I'm having trouble with the Ho-Lee model for short rates and differentiating between how to find the values for the free parameter λ versus using the model to predict future rates.

The Ho-Lee model for each step in a binomial tree: $$\lambda_tdt + \sigma \sqrt dt$$

I've read that to set the free parameter at each step in a recombining binomial tree, you set the rate at state 0 to the current spot rate (ie: 1 month spot rate) and find a value for lambda that when plugged into the model will result in the current spot rate for the next time step (eg: starting with 1 month spot rate at state 0 and using a 1 month time step, the correct value for lambda when plugged into the model will produce the current 2 month spot rate etc).

This confuses me. Once I've determined the value of lambda for each step in my tree, what inputs do I change to use the model with my binomial tree to predict futures rates .. ie: one month rate in one month, in two months etc?

In case my description isn't clear, here is an except from Bruce Tuckman's book on the subject.

... find λ1 such that the model produces a two-month spot rate equal to that in the market.
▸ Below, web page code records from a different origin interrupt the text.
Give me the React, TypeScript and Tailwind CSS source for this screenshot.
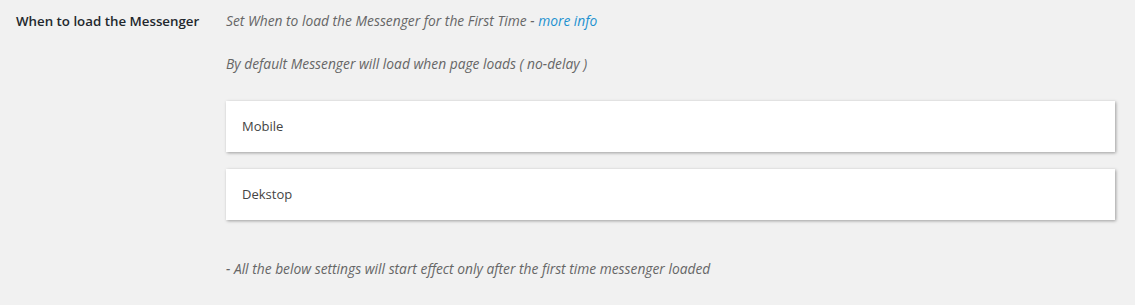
import React from "react";

export default function App() {
  const font = { fontFamily: '"Open Sans", "Noto Sans", sans-serif' };
  return (
    <div className="w-full h-[305px] bg-[#f1f1f1] flex pl-[16px] pr-[20px]" style={font}>
      <div className="w-[210px] shrink-0 pt-[11px]">
        <div className="text-[13.3px] leading-[20px] font-semibold text-[#23282d]">When to load the Messenger</div>
      </div>
      <div className="flex-1 flex flex-col pt-[11px]">
        <p className="text-[13.8px] leading-[20px] italic text-[#666]">
          Set When to load the Messenger for the First Time -{" "}
          <a className="text-[#1e91d0]">more info</a>
        </p>
        <p className="mt-[23px] text-[13.8px] leading-[20px] italic text-[#666]">
          By default Messenger will load when page loads ( no-delay )
        </p>
        <div className="mt-[27px] h-[51px] bg-white shadow-[1px_1px_3px_rgba(0,0,0,0.35)] flex items-center pl-[16px] text-[13px] text-[#444]">
          Mobile
        </div>
        <div className="mt-[17px] h-[51px] bg-white shadow-[1px_1px_3px_rgba(0,0,0,0.35)] flex items-center pl-[16px] text-[13px] text-[#444]">
          Dekstop
        </div>
        <p className="mt-[39px] text-[13.8px] leading-[20px] italic text-[#666]">
          - All the below settings will start effect only after the first time messenger loaded
        </p>
      </div>
    </div>
  );
}
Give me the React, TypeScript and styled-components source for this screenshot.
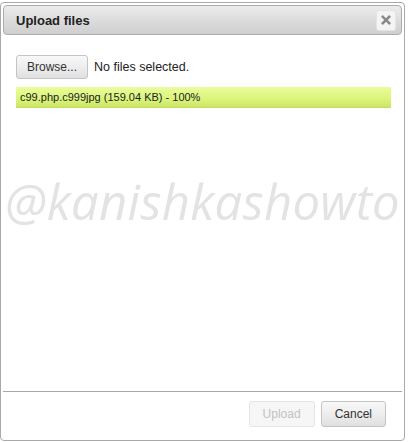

Then find λ2 such that the model produces a three-month spot rate equal to that in the market. Continue in this fashion until the tree ends.
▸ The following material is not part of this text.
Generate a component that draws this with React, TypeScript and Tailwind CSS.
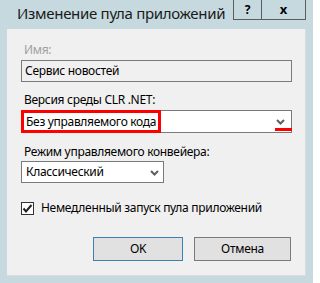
import React from "react";

const font = { fontFamily: '"Noto Sans", "Open Sans", sans-serif' };

function Chevron() {
  return (
    <svg width="9" height="6" viewBox="0 0 9 6" className="block">
      <path d="M1 1 L4.5 4.5 L8 1" fill="none" stroke="#606060" strokeWidth="2" />
    </svg>
  );
}

export default function App() {
  return (
    <div
      className="w-[313px] h-[283px] bg-[#c6d9df] relative overflow-hidden text-black"
      style={font}
    >
      {/* title bar */}
      <div className="h-[29px] flex items-start">
        <div className="pl-[17px] pt-[3px] text-[15px] leading-[20px] tracking-[-0.3px] text-[#1a1a1a] flex-1 whitespace-nowrap">
          Изменение пула приложений
        </div>
        <div className="flex h-[20px] mr-[7px] border border-t-0 border-[#5c5c5c]">
          <div className="w-[28px] flex items-center justify-center border-r border-[#5c5c5c] text-[12px] font-bold leading-none">
            ?
          </div>
          <div className="w-[43px] flex items-center justify-center text-[13px] font-bold leading-none">
            x
          </div>
        </div>
      </div>

      {/* panel */}
      <div className="mx-[7px] h-[247px] bg-[#f0f0f0] border-r border-b border-[#dcdcdc] px-[14px] pt-[13px] text-[12px] leading-[16px] tracking-[-0.3px]">
        <div className="pl-[3px] text-[#a0a0a0]">Имя:</div>
        <div className="mt-[2px] w-[271px] h-[22px] border border-[#7a7a7a] flex items-center pl-[3px]">
          Сервис новостей
        </div>

        <div className="mt-[10px] pl-[3px]">Версия среды CLR .NET:</div>
        <div className="mt-[2px] w-[271px] h-[23px] border border-[#7a7a7a] bg-white relative flex items-center">
          <div className="absolute left-[-1px] top-[-1px] w-[140px] h-[23px] border-[3px] border-[#ff0000]" />
          <span className="pl-[4px] relative">Без управляемого кода</span>
          <div className="absolute right-[6px] top-[8px]">
            <Chevron />
          </div>
          <div className="absolute right-[-1px] top-[17px] w-[17px] h-[3px] bg-[#ff0000]" />
        </div>

        <div className="mt-[11px] pl-[3px]">Режим управляемого конвейера:</div>
        <div className="mt-[1px] w-[143px] h-[22px] border border-[#7a7a7a] bg-white relative flex items-center">
          <span className="pl-[4px]">Классический</span>
          <div className="absolute right-[4px] top-[8px]">
            <Chevron />
          </div>
        </div>

        <div className="mt-[17px] flex items-center h-[16px]">
          <div className="w-[13px] h-[13px] border border-[#333333] bg-white flex items-center justify-center">
            <svg width="11" height="11" viewBox="0 0 11 11">
              <path d="M1.5 5.5 L4 8.5 L9.5 2" fill="none" stroke="#222" strokeWidth="2" />
            </svg>
          </div>
          <span className="ml-[7px]">Немедленный запуск пула приложений</span>
        </div>

        <div className="mt-[21px] flex justify-end gap-[11px]">
          <div className="w-[90px] h-[24px] border border-[#3c7fb1] bg-[#e1e1e1] flex items-center justify-center">
            OK
          </div>
          <div className="w-[97px] h-[24px] border border-[#7a7a7a] bg-[#e1e1e1] flex items-center justify-center">
            Отмена
          </div>
        </div>
      </div>
    </div>
  );
}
You know that the Ho-Lee model is represented by the stochastic differential equations \begin{align} dr_t=\lambda_t\,dt+\sigma\,dW_t \end{align} In order to Implementation our binomial tree, we use the Euler discretization. \begin{align} r_t=r_{t-\Delta t}+\lambda_{t-\Delta t}\,\Delta t+\sigma\,\sqrt {\Delta t} \,Z \end{align} where $Z$ is a standard normal random variable.Let $t_0=0<t_1<...<t$ and expand equation, in discrete time \begin{align} r_t=r_0+\Delta t\sum_{t_0\leq t_i\leq t-\Delta t}\lambda_{t_i}+\sigma\Delta t\sum_{t_0\leq t_i\leq t-\Delta t}\ \,Z \end{align} This relation shows that the short rate is the sum of a set of non-stochastic drift terms and a set of random terms.The no-arbitrage zero coupon bond price $P(t,t+\Delta t)$ will thus be stated as
\begin{align} P(0,t_n)=E^Q\left[exp\left(-\Delta t\,\sum_{i=0}^{n-1}r(t_i) \right)\right] \end{align} For instance calculating the bond price at time $n=2$, gives us: \begin{align} P(0,t_2)=E^Q[\Delta t\,exp(-r_{t_0}-r_{t_1})]=e^{-\Delta t\,r_{t_0}}E^Q[e^{-\Delta t\,r_{t_1}}] \end{align} in other words \begin{align} P(0,t_2)=e^{-\Delta t\,r_{t_0}}\,exp\left(-\Delta t\,E^Q[r_{t_1}]+\frac{1}{2}\Delta t\,Var^Q[r_{t_1}]\right) \end{align} In this case, $r_t$ has a normal distribution,thus \begin{align} \ln P(0,t_2)=-\Delta t\,r_{t_0}-\Delta t\,r_{t_0}-\Delta t\lambda_0\,+\frac{1}{2}\sigma^2(\Delta t)^2=-2\Delta t\,r_{t_0}-\lambda_0\,\Delta t+\frac{1}{2}\sigma^2(\Delta t)^2\ \end{align} But \begin{align} \ln P(0,t_2)=\Delta t\,[-f(0,0)-f(0,t_1)] \end{align} It can be rewritten as: \begin{align} -r_{t_0}-f(0,t_1)=-2r_{t_0}-\lambda_0\ t+\frac{1}{2}\sigma^2\Delta t\ \end{align} then \begin{align} \lambda_{t_0}=f(0,t_1)-r_{t_0}+\frac{1}{2}\sigma^2\Delta t\ \end{align} This relaton give the necessary recursive relations to evolve the Ho-Lee no arbitrage model of short rates. We take a set of bond prices and structure of volatilities as an input for the short rates. Therefore we get the evolutionary equation to depict the binomial tree of the model.